The Truth about Meta Tags

Meta tags are only one small part of search engine algorithms. In major search
engines, each of the following is typically far more important than meta tags:
• Link popularity and link reputation
• Site age
• Page title
• Page copy
Your meta description tags are still important because they help you
differentiate yourself from the competition and boost your clickthrough rates.

Robots Exclusion Standard

When primitive robots were first created, some of them would crash servers by
requesting too many pages too quickly. A robots exclusion standard was crafted to
allow you to tell any robot (or all of them) that you do not want some of your
pages indexed or that you do not want your links followed. You can do this via a
meta tag on the page copy
<meta name=”robots” content=”noindex,nofollow”>
or create a robots.txt file that gets placed in the root of your website. The goal of
either of these methods is to tell the robots where NOT to go. The official robots
exclusion protocol document is located at the following URL.

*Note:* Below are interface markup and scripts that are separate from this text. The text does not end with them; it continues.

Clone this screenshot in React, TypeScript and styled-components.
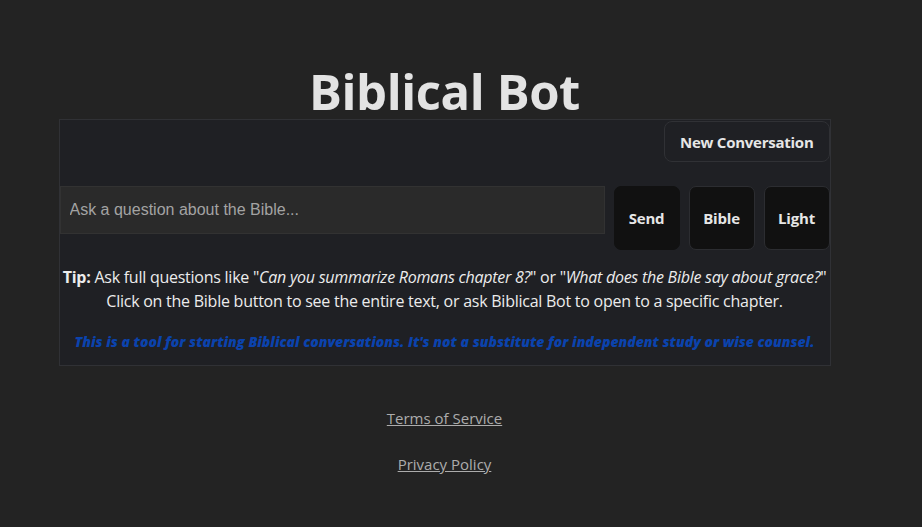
import styled, { createGlobalStyle } from 'styled-components';

const GlobalStyle = createGlobalStyle`
  html, body {
    margin: 0;
    padding: 0;
    background: #232323;
    font-family: "Segoe UI", "Open Sans", sans-serif;
    color: #e6e6e6;
  }
`

const Page = styled.div`
  display: flex;
  flex-direction: column;
  align-items: center;
  padding: 64px 33px 0 0;
`

const Title = styled.h1`
  margin: 0;
  font-size: 49px;
  font-weight: 700;
  line-height: 55px;
  letter-spacing: -0.4px;
  color: #e3e3e3;
`

const Panel = styled.section`
  box-sizing: border-box;
  width: 772px;
  background: #1f2024;
  border: 1px solid #303135;
  padding: 1px 0 14px;
  display: flex;
  flex-direction: column;
`

const TopBar = styled.div`
  display: flex;
  justify-content: flex-end;
`

const GhostButton = styled.button`
  height: 41px;
  padding: 0 15px;
  background: #1f2024;
  border: 1px solid #303135;
  border-radius: 8px;
  color: #e6e6e6;
  font-family: inherit;
  font-size: 15px;
  font-weight: 700;
  letter-spacing: -0.25px;
`

const InputRow = styled.div`
  display: flex;
  align-items: flex-start;
  gap: 9px;
  margin-top: 24px;
`

const QuestionInput = styled.input`
  box-sizing: border-box;
  flex: 0 0 545px;
  height: 48px;
  padding: 0 9px;
  background: #2a2a2a;
  border: 1px solid #323232;
  color: #e6e6e6;
  font-family: "Liberation Sans", Arial, sans-serif;
  font-size: 16px;
  outline: none;
  &::placeholder {
    color: #a3a3a3;
  }
`

const ActionButton = styled.button<{ $plain?: boolean }>`
  box-sizing: border-box;
  width: 66px;
  height: 64px;
  padding: 0;
  background: #111111;
  border: 1px solid ${p => (p.$plain ? '#111111' : '#2c2d31')};
  border-radius: 7px;
  color: #e6e6e6;
  font-family: inherit;
  font-size: 15px;
  font-weight: 700;
  letter-spacing: -0.2px;
`

const Tip = styled.p`
  margin: 15px 0 0;
  text-align: center;
  font-size: 16px;
  line-height: 24px;
  letter-spacing: -0.25px;
  color: #ececec;
  em { font-style: italic; }
`

const Disclaimer = styled.p`
  margin: 19px 0 0;
  text-align: center;
  font-size: 14px;
  font-weight: 800;
  font-style: italic;
  color: #0b43ad;
`

const Footer = styled.nav`
  display: flex;
  flex-direction: column;
  align-items: center;
  gap: 24px;
  margin-top: 41px;
`

const FooterLink = styled.a`
  color: #acacac;
  font-size: 15px;
  line-height: 22px;
  text-decoration: underline;
`

export default function App() {
  return (
    <>
      <GlobalStyle />
      <Page>
        <Title>Biblical Bot</Title>
        <Panel>
          <TopBar>
            <GhostButton>New Conversation</GhostButton>
          </TopBar>
          <InputRow>
            <QuestionInput placeholder="Ask a question about the Bible..." />
            <ActionButton $plain>Send</ActionButton>
            <ActionButton>Bible</ActionButton>
            <ActionButton>Light</ActionButton>
          </InputRow>
          <Tip>
            <strong>Tip:</strong> Ask full questions like "<em>Can you summarize Romans chapter 8?</em>" or "<em>What does the Bible say about grace?</em>"
            <br />
            Click on the Bible button to see the entire text, or ask Biblical Bot to open to a specific chapter.
          </Tip>
          <Disclaimer>
            This is a tool for starting Biblical conversations. It's not a substitute for independent study or wise counsel.
          </Disclaimer>
        </Panel>
        <Footer>
          <FooterLink href="#">Terms of Service</FooterLink>
          <FooterLink href="#">Privacy Policy</FooterLink>
        </Footer>
      </Page>
    </>
  )
}
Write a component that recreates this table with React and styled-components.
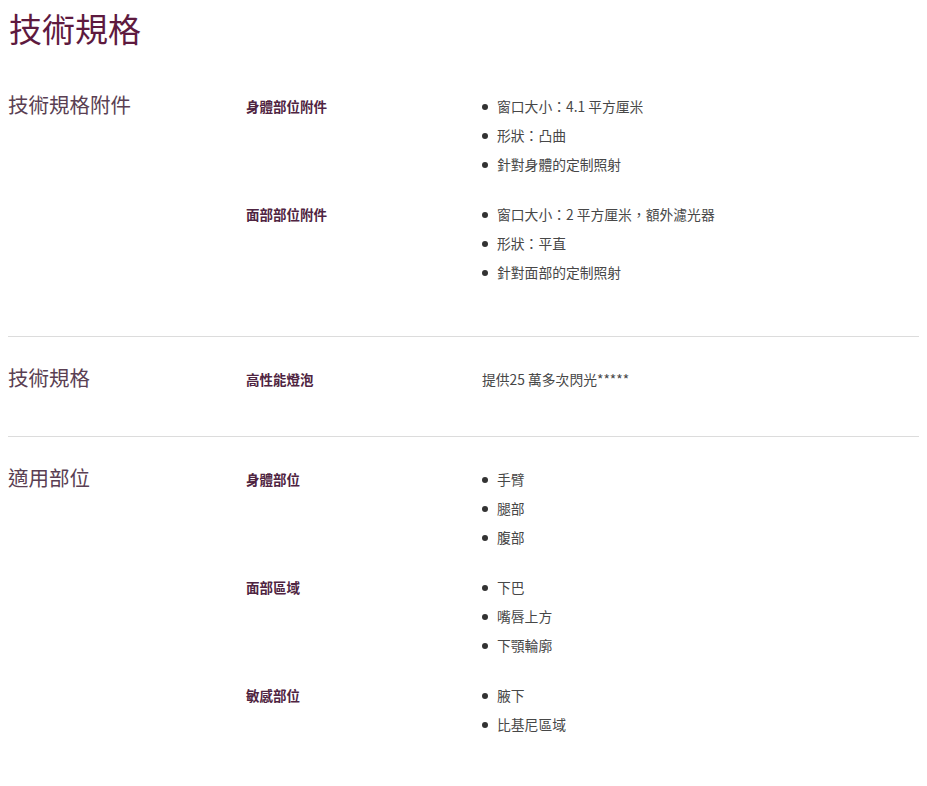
import React from 'react';
import styled, { createGlobalStyle } from 'styled-components';

const specs = [
  {
    title: '技術規格附件',
    groups: [
      { label: '身體部位附件', items: ['窗口大小：4.1 平方厘米', '形狀：凸曲', '針對身體的定制照射'] },
      { label: '面部部位附件', items: ['窗口大小：2 平方厘米，額外濾光器', '形狀：平直', '針對面部的定制照射'] },
    ],
  },
  {
    title: '技術規格',
    groups: [{ label: '高性能燈泡', text: '提供25 萬多次閃光*****' }],
  },
  {
    title: '適用部位',
    groups: [
      { label: '身體部位', items: ['手臂', '腿部', '腹部'] },
      { label: '面部區域', items: ['下巴', '嘴唇上方', '下顎輪廓'] },
      { label: '敏感部位', items: ['腋下', '比基尼區域'] },
    ],
  },
];

const App = () => {
  return (
    <>
      <GlobalStyle />
      <Page>
        <Heading>技術規格</Heading>
        {specs.map((section, i) => (
          <Section key={section.title} $first={i === 0}>
            <SectionTitle>{section.title}</SectionTitle>
            <Groups>
              {section.groups.map(group => (
                <Group key={group.label} $plain={!group.items}>
                  <Label>{group.label}</Label>
                  {group.items ? (
                    <List>
                      {group.items.map(item => (
                        <Item key={item}>{item}</Item>
                      ))}
                    </List>
                  ) : (
                    <Value>{group.text}</Value>
                  )}
                </Group>
              ))}
            </Groups>
          </Section>
        ))}
      </Page>
    </>
  );
};

const GlobalStyle = createGlobalStyle`
  body {
    margin: 0;
    background: #fff;
    font-family: "Noto Sans CJK TC", "Noto Sans", sans-serif;
  }
`;

const Page = styled.main`
  padding: 0 8px;
`;

const Heading = styled.h1`
  margin: 8px 0 0 1px;
  font-size: 33px;
  line-height: 40px;
  font-weight: 400;
  color: #5e1a3f;
`;

const Section = styled.section`
  display: grid;
  grid-template-columns: 238px 1fr;
  padding: ${props => (props.$first ? '44px' : '28px')} 0 28px;
  border-bottom: 1px solid #dcdcdc;
  &:last-child {
    border-bottom: none;
    padding-bottom: 0;
  }
`;

const SectionTitle = styled.h2`
  margin: 0;
  font-size: 20.5px;
  line-height: 25px;
  font-weight: 400;
  color: #5a3f53;
`;

const Groups = styled.div`
  display: flex;
  flex-direction: column;
`;

const Group = styled.div`
  display: grid;
  grid-template-columns: 236px 1fr;
  margin-bottom: ${props => (props.$plain ? '14px' : '21px')};
`;

const Label = styled.div`
  font-size: 13.5px;
  line-height: 29px;
  font-weight: 700;
  color: #4f2441;
`;

const List = styled.ul`
  margin: 0;
  padding: 0;
  list-style: none;
`;

const Item = styled.li`
  position: relative;
  padding-left: 15px;
  font-size: 13.8px;
  line-height: 29px;
  color: #474747;
  &::before {
    content: '';
    position: absolute;
    left: 0;
    top: 12px;
    width: 6px;
    height: 6px;
    border-radius: 50%;
    background: #333;
  }
`;

const Value = styled.p`
  margin: 0;
  font-size: 13.8px;
  line-height: 29px;
  color: #474747;
`;

export default App;
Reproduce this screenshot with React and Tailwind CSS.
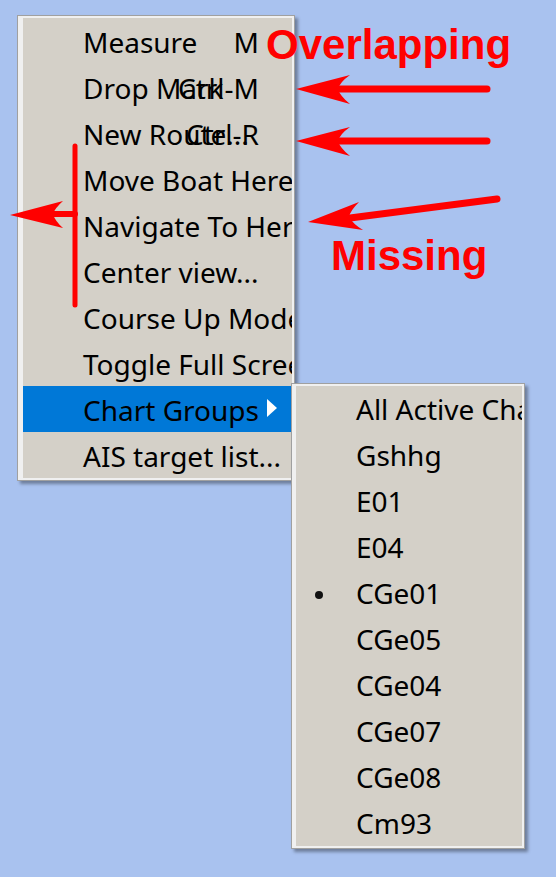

http://www.robotstxt.org/wc/exclusion.html

You do not need to use a robots.txt file. By default, search engines will index your
site. If you do create a robots.txt file, it goes in the root level of your domain using
robots.txt as the file name.
This allows all robots to index everything:
User-agent: *
Disallow:
This disallows all robots to your site:
User-agent: *
Disallow: /
You also can disallow a folder or a single file in the robots txt file. This disallows a
folder:
User-agent: *
Disallow: /projects/
This disallows a file:
User-agent: *
Disallow: /cheese/please.html
If you make a robots.txt user-agent command for a specific search engine (e.g.
User-agent:Googlebot) the associated search engine will ignore the more general
rules located in the section for all search engines (User-agent: *).
One problem many dynamic sites have is sending search engines multiple URLs
with nearly identical content. If you have products in different sizes and colors, or
other small differences, it is likely that you could generate lots of near-duplicate
content, which will prevent search engines from fully indexing your sites.
If you place your variables at the start of your URLs, then you can easily block all
of the sorting options using only a few disallow lines. For example, the following
would block search engines from indexing any URLs that start with ‘cart.php?size’
or ‘cart.php?color’.
User-agent: *
Disallow: /cart.php?size
Disallow: /cart.php?color
Notice how there is no trailing slash at the end of the above disallow lines. That
means the engines will not index anything that starts with that in the URL. If there
were a trailing slash, search engines would only block a specific folder.
If the sort options were at the end of the URL, you would either need to create an
exceptionally long robots.txt file or place the robots noindex meta tags inside the
sort pages. You also can specify any specific user agent, such as Googlebot, instead
of using the asterisk wild card. Many bad bots will ignore your robots txt files
and/or harvest the blocked information, so you do not want to use robots.txt to
block individuals from finding confidential information.

Googlebot also supports wildcards in the robots.txt. The following would stop
Googlebot from reading any URL that includes the string ‘sort=’ no matter where
that string occurs in the URL:
User-agent: Googlebot
Disallow: /*sort=
In 2006 Yahoo! also added robots.txt wildcard support. Their example pages is
useful for helping you understand how to structure your robots.txt file

http://www.ysearchblog.com/archives/000372.html

You have to be careful when changing your robots.txt file, because the
following code
Disallow: /*page
also blocks a file like this from being indexed in Google
beauty-pageants.php
Google’s Webmaster Toolset shows you what pages they have tried crawling that
you have already blocked via robots.txt, and they have a robots.txt testing tool
which will show you if a specific URL would end up getting blocked by your
robots.txt file.
In 2007 Google released an unavailable_after meta tag, which tells Google to not
crawl a URL after a specific date. I do not recommend using this. Instead, if one of
your old URLs ranks where you would like a new one to rank I recommend 301
redirecting it to the URL you want to rank.